Are you asking me? Oh yeah!!!__________________
Coming Up at the Half: Jesus and Bono
U2's performance at the Super Bowl was a Christian rave-up
The war against terrorism isn't supposed to be a battle between Christianity and Islam, but no one seemed to have told the Super Bowl organizers, the ones who booked the rock supergroup U2 for the halftime show. As it turned out, the country's first high profile National Security Event was the biggest Christian display at a gladiatorial show since "Ben Hur."
For most Americans, U2's performance, featuring lead-singer Bono's stroll through an on-field crowd to a heart-shaped stage and his display of Sept. 11 solidarity when he flashed open his black leather jacket to reveal an American flag, was just another tribute to the American victims of terrorism.
But many Gen-Y Christians look to U2 as the standard-bearers of a passionate, think outside-the-church faith. To them, Sunday's performance was perhaps the band's most strident confirmation yet that they accept the charge. U2 also injected religion into our remembrance of Sept. 11 in a way that hasn't been seen since immediately after the
attacks. "This is the first tribute I've seen that has brought in the souls and heaven.

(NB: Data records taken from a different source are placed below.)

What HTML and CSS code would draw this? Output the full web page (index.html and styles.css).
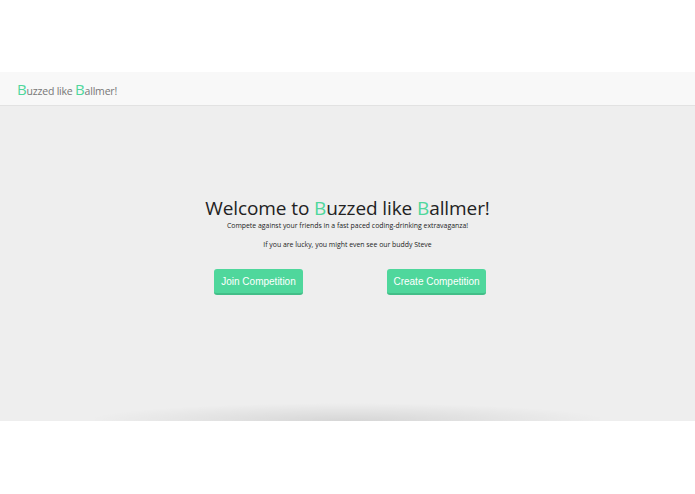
FILE: index.html
```html
<!DOCTYPE html>
<html>
<head>
<meta charset="utf-8">
<link rel="stylesheet" href="styles.css">
</head>
<body>
<div class="top-space"></div>
<nav class="navbar">
  <a class="brand"><span class="b">B</span>uzzed like <span class="b">B</span>allmer!</a>
</nav>
<section class="hero">
  <div class="content">
    <h1 class="title">Welcome to <span class="g">B</span>uzzed like <span class="g">B</span>allmer!</h1>
    <p class="sub">Compete against your friends in a fast paced coding-drinking extravaganza!</p>
    <p class="sub second">If you are lucky, you might even see our buddy Steve</p>
    <div class="buttons">
      <button class="btn join">Join Competition</button>
      <button class="btn create">Create Competition</button>
    </div>
  </div>
  <div class="shade"></div>
</section>
<div class="bottom"></div>
</body>
</html>
```
FILE: styles.css
```css
html, body { margin: 0; padding: 0; background: #fff; }
body { font-family: "Open Sans", "DejaVu Sans", sans-serif; }
.top-space { height: 72px; }
.navbar {
  height: 33px;
  background: #f8f8f8;
  border-bottom: 1px solid #e2e2e2;
  display: flex;
  align-items: center;
  padding-left: 17px;
}
.brand { font-size: 10.5px; color: #777; letter-spacing: -0.2px; margin-top: 1px; }
.brand .b { color: #4fd79c; font-size: 15px; }
.hero {
  height: 315px;
  background: #eeeeee;
  display: flex;
  flex-direction: column;
  overflow: hidden;
}
.content {
  padding-top: 89px;
  display: flex;
  flex-direction: column;
  align-items: center;
}
.title {
  margin: 0;
  font-weight: 400;
  font-size: 19px;
  color: #222;
  line-height: 26px;
  letter-spacing: -0.1px;
}
.title .g { color: #4fd79c; }
.sub { margin: 0; font-size: 6.9px; color: #222; line-height: 10px; }
.second { margin-top: 9px; }
.buttons {
  display: flex;
  gap: 84px;
  margin-top: 19px;
  margin-left: 5px;
}
.btn {
  font-family: "Liberation Sans", Arial, sans-serif;
  font-size: 10px;
  color: #fff;
  background: #4fd79c;
  border: none;
  border-bottom: 2px solid #43be88;
  border-radius: 3px;
  height: 26px;
  padding: 0;
  white-space: nowrap;
  cursor: pointer;
}
.join { width: 89px; }
.create { width: 99px; }
.shade {
  margin-top: auto;
  height: 18px;
  margin-left: 95px;
  margin-right: 95px;
  background: radial-gradient(ellipse 52% 100% at 50% 100%, rgba(0,0,0,0.1), rgba(0,0,0,0) 100%);
}
.bottom { height: 73px; }
```
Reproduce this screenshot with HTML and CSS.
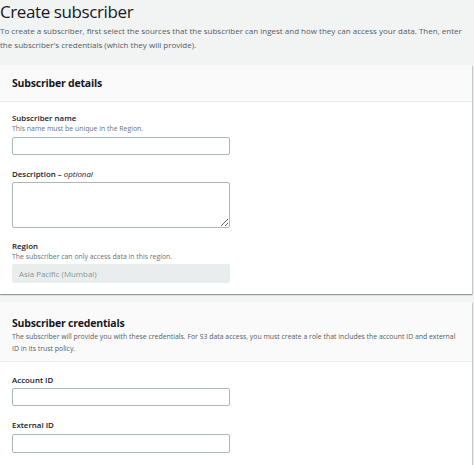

It gave a whole new context to that event," says Cameron Strang, publisher of a soon-to-be launched Christian magazine, Relevant. "It's going to be a moment that our generation shared."
U2's religious connections have been subjected to a kind of rolling reality check, administered by Christian fans and mainstream press alike, since their spiritually preoccupied second album, "October." With the release of their 1987 album, "The Joshua Tree," in the United States, however, Christians adopted them unconditionally as heroes. That album's radio hit, "I Still Haven't Found What I'm Looking For," a seeming plea for redemption, became a Christian anthem. "You loosed the chains," Bono sang, "Carried the cross, and my shame. You know I believe it." Another track, "Where the Streets Have No Name," was
cited as a reference to heaven.
But religious references from a band from Ireland could be nothing more than poetic allusion, and Bono has spoken frequently about his faith, without allowing himself to be nailed down about precisely what he believes. Last year, Bono told Beliefnet he'd "like to be a Christian," but added, "I sometimes feel more like a fan, rather than
actually in the band. I can't live up to it." Even Christians have objected that no one sold on Jesus could say he hasn't found what he's looking for. Other critics have come up with competing interpretations for "Where the Streets Have No Name." Couldn't Bono be imagining a world undivided by hatred based on racial and ethnic labels- a Belfast without a Shankill Road?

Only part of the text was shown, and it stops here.